Trotz dieser Vorteile gestaltet sich die Überzeugungsarbeit bei den Verbrauchern als schwierig. Studien zeigen, dass ein Großteil der Menschen sich emotional stark an ihr Smartphone bindet und oft persönliche Daten, Fotos oder gespeicherte Informationen als Gründe nennen, ihr Gerät zu behalten. Außerdem herrscht oft Unsicherheit hinsichtlich der Funktionalität gebrauchter Geräte oder Sorge, dass der Wiederverkauf finanziell nicht lohne. Das Vertrauen in die Qualität von aufbereiteten Smartphones spielt ebenfalls eine Rolle, wobei hier entsprechende Garantien und Prüfprogramme neue Stärke verleihen können. Industrie und Handel versuchen daher, die Nutzer mit gezielter Kommunikation und verbesserten Services zu erreichen.
Transparenz über die Aufbereitung, erweiterte Garantien und einfache Rückgabeoptionen sollen Barrieren abbauen. Zudem setzen immer mehr Händler auf nachhaltige Geschäftsmodelle, die den Wiederverkauf oder Tausch alter Smartphones als Teil eines bewussten Konsumverhaltens positionieren. Auch Regulierungsbehörden fordern verstärkte Bemühungen, um den Lebenszyklus von Elektronikprodukten zu verlängern und nachhaltige Praktiken zu fördern. Aus wirtschaftlicher Perspektive bietet die Wiederverwendung gebrauchter Smartphones für viele Akteure Chancen. Für Hersteller kann der Sekundärmarkt nicht nur eine zusätzliche Erlösquelle bedeuten, sondern auch eine Möglichkeit, Kundenbindung zu stärken.

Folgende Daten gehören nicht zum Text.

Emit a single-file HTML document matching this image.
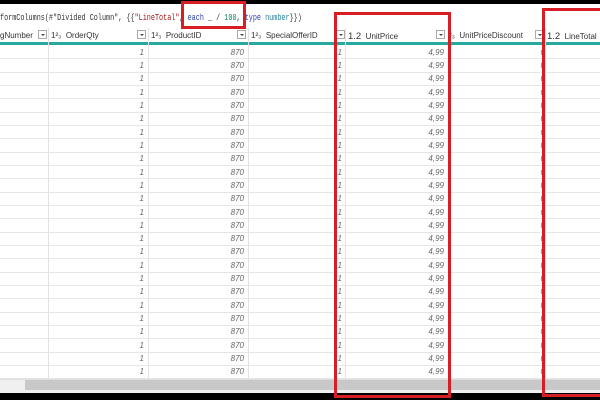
<!DOCTYPE html>
<html><head><meta charset="utf-8"><style>
*{margin:0;padding:0;box-sizing:border-box}
body{width:600px;height:400px;overflow:hidden;background:#fff;position:relative;font-family:"Liberation Sans",sans-serif}
.abs{position:absolute}
.fx{left:0;top:13px;font-family:"Liberation Mono",monospace;font-size:9px;color:#333;white-space:nowrap;transform:scaleX(0.755);transform-origin:0 0}
.hdr{top:28px;height:15px;left:0;width:600px;background:#fff;border-bottom:1px solid #ddd}
.teal{top:42px;height:3px;left:0;width:600px;background:#27a8a0}
.ht{top:31px;font-size:8px;color:#333;white-space:nowrap}
.dd{top:30px;width:9px;height:9px;border:1px solid #aaa;background:#fff}
.dd:after{content:"";position:absolute;left:2px;top:3px;border-left:2px solid transparent;border-right:2px solid transparent;border-top:2px solid #444}
.vl{top:28px;height:351px;width:1px;background:#e2e2e2}
.hl{left:0;width:600px;height:1px;background:#e6e6e6}
.v{font-size:8px;font-style:italic;color:#666;text-align:right;white-space:nowrap}
.red{border:3px solid #d81e25}
</style></head><body>
<div class="abs" style="left:0;top:0;width:600px;height:4px;background:#000"></div>
<div class="abs fx">formColumns(#"Divided Column", {{<span style="color:#a31515">"LineTotal"</span>, <span style="color:#2a3fb0">each</span> _ / <span style="color:#098658">100</span>, <span style="color:#2a3fb0">type</span> <span style="color:#267f99">number</span>}})</div>
<div class="abs hdr"></div>
<div class="abs teal"></div>
<div class="abs ht" style="left:0">gNumber</div>
<div class="abs ht" style="left:51px">1²₃ &nbsp;OrderQty</div>
<div class="abs ht" style="left:151px">1²₃ &nbsp;ProductID</div>
<div class="abs ht" style="left:251px">1²₃ &nbsp;SpecialOfferID</div>
<div class="abs ht" style="left:348px"><span style="font-size:9.5px">1.2</span> &nbsp;UnitPrice</div>
<div class="abs ht" style="left:449px">²₃ &nbsp;UnitPriceDiscount</div>
<div class="abs ht" style="left:547px"><span style="font-size:9.5px">1.2</span> &nbsp;LineTotal</div>
<div class="abs dd" style="left:38px"></div>
<div class="abs dd" style="left:137px"></div>
<div class="abs dd" style="left:237px"></div>
<div class="abs dd" style="left:336px"></div>
<div class="abs dd" style="left:436px"></div>
<div class="abs dd" style="left:535px"></div>
<div class="abs vl" style="left:48px"></div>
<div class="abs vl" style="left:148px"></div>
<div class="abs vl" style="left:248px"></div>
<div class="abs vl" style="left:345px"></div>
<div class="abs vl" style="left:448px"></div>
<div class="abs vl" style="left:545px"></div>
<div id="rows"></div>
<div class="abs" style="left:0;top:379px;width:600px;height:14px;background:#f0f0f0;border-top:1px solid #ddd"></div>
<div class="abs" style="left:25px;top:380px;width:575px;height:10px;background:#c8c8c8"></div>
<div class="abs" style="left:0;top:393px;width:600px;height:7px;background:#000"></div>
<div class="abs red" style="left:181px;top:1px;width:65px;height:28px"></div>
<div class="abs red" style="left:334px;top:12px;width:117px;height:386px"></div>
<div class="abs red" style="left:542px;top:8px;width:64px;height:389px"></div>
<script>
var h="";
for(var i=0;i<25;i++){var t=45+i*13.33;
h+='<div class="abs hl" style="top:'+(t+13.33).toFixed(1)+'px"></div>';
var ty=(t+2.5).toFixed(1);
h+='<div class="abs v" style="top:'+ty+'px;right:456px">1</div>';
h+='<div class="abs v" style="top:'+ty+'px;right:356px">870</div>';
h+='<div class="abs v" style="top:'+ty+'px;right:258px">1</div>';
h+='<div class="abs v" style="top:'+ty+'px;right:156px">4,99</div>';
h+='<div class="abs v" style="top:'+ty+'px;right:55px">0</div>';}
document.getElementById("rows").innerHTML=h;
</script>
</body></html>
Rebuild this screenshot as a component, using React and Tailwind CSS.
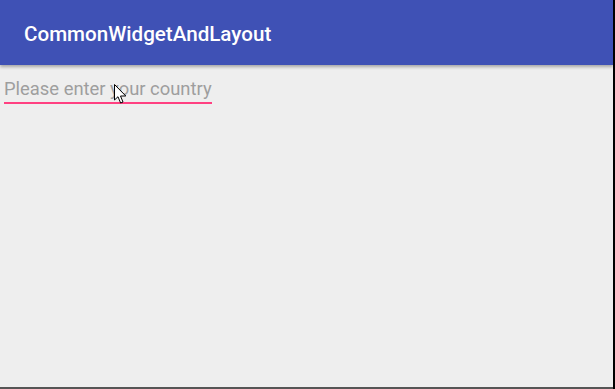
export default function App() {
  return (
    <div
      className="relative flex h-[389px] w-[615px] overflow-hidden bg-[#555555]"
      style={{ fontFamily: "Roboto, 'Noto Sans', sans-serif" }}
    >
      <div className="flex h-[387px] w-[613px] flex-col bg-[#eeeeee]">
        <header className="z-10 flex h-[65px] items-center bg-[#3f51b5] px-6 pt-[3px] shadow-[0_2px_3px_rgba(0,0,0,0.3)]">
          <h1 className="text-[20.6px] font-medium text-white">CommonWidgetAndLayout</h1>
        </header>
        <div className="px-1 pt-[13px]">
          <div className="w-[208px] border-b-2 border-[#ff4081]">
            <input
              className="w-full bg-transparent text-[18.4px] leading-[22px] text-[#9e9e9e] placeholder:text-[#9e9e9e] outline-none"
              placeholder="Please enter your country"
            />
          </div>
        </div>
      </div>
      <div className="w-[2px] bg-black" />
      <svg
        className="absolute left-[114px] top-[84px]"
        width="13"
        height="21"
        viewBox="0 0 13 21"
      >
        <path
          d="M0.5 0.5 L0.5 16 L4 12.7 L6.6 19 L9 18 L6.5 12 L11.8 12 Z"
          fill="#fff"
          stroke="#000"
          strokeWidth="1"
        />
      </svg>
    </div>
  );
}
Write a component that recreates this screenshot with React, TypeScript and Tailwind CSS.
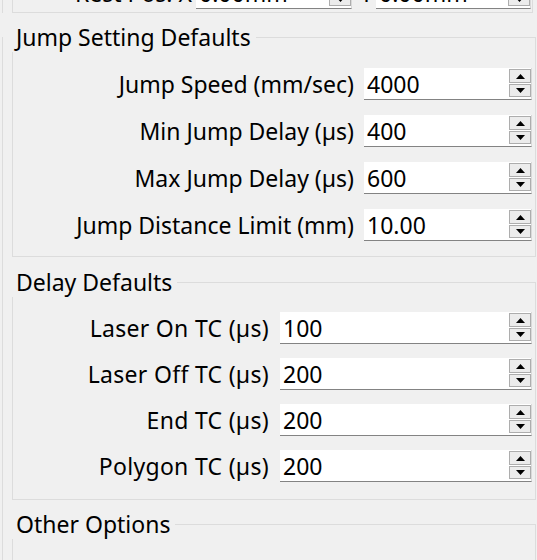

Netzbetreiber profitieren von stabileren Bestandskunden und der Möglichkeit, Geräte zu subventionieren oder als Teil von Abomodellen anzubieten. Für Verbraucher schließlich öffnet sich die Möglichkeit, Zugang zu technisch hochwertigen Geräten zu einem geringeren Preis zu erhalten. Das Zusammenspiel all dieser Faktoren bestimmt letztlich den künftigen Erfolg des europäischen Sekundärmarktes für Smartphones. Die Frage, inwieweit es gelingt, Verbraucher zum Eintausch zu motivieren, hat weitreichende Auswirkungen auf die Verfügbarkeit von Gebrauchtgeräten, auf umweltpolitische Ziele und die wirtschaftliche Dynamik der Branche. Während es derzeit Herausforderungen gibt, erkennen viele Experten ein großes Potenzial in der Entwicklung neuer Handelsmodelle und innovativer Anreize.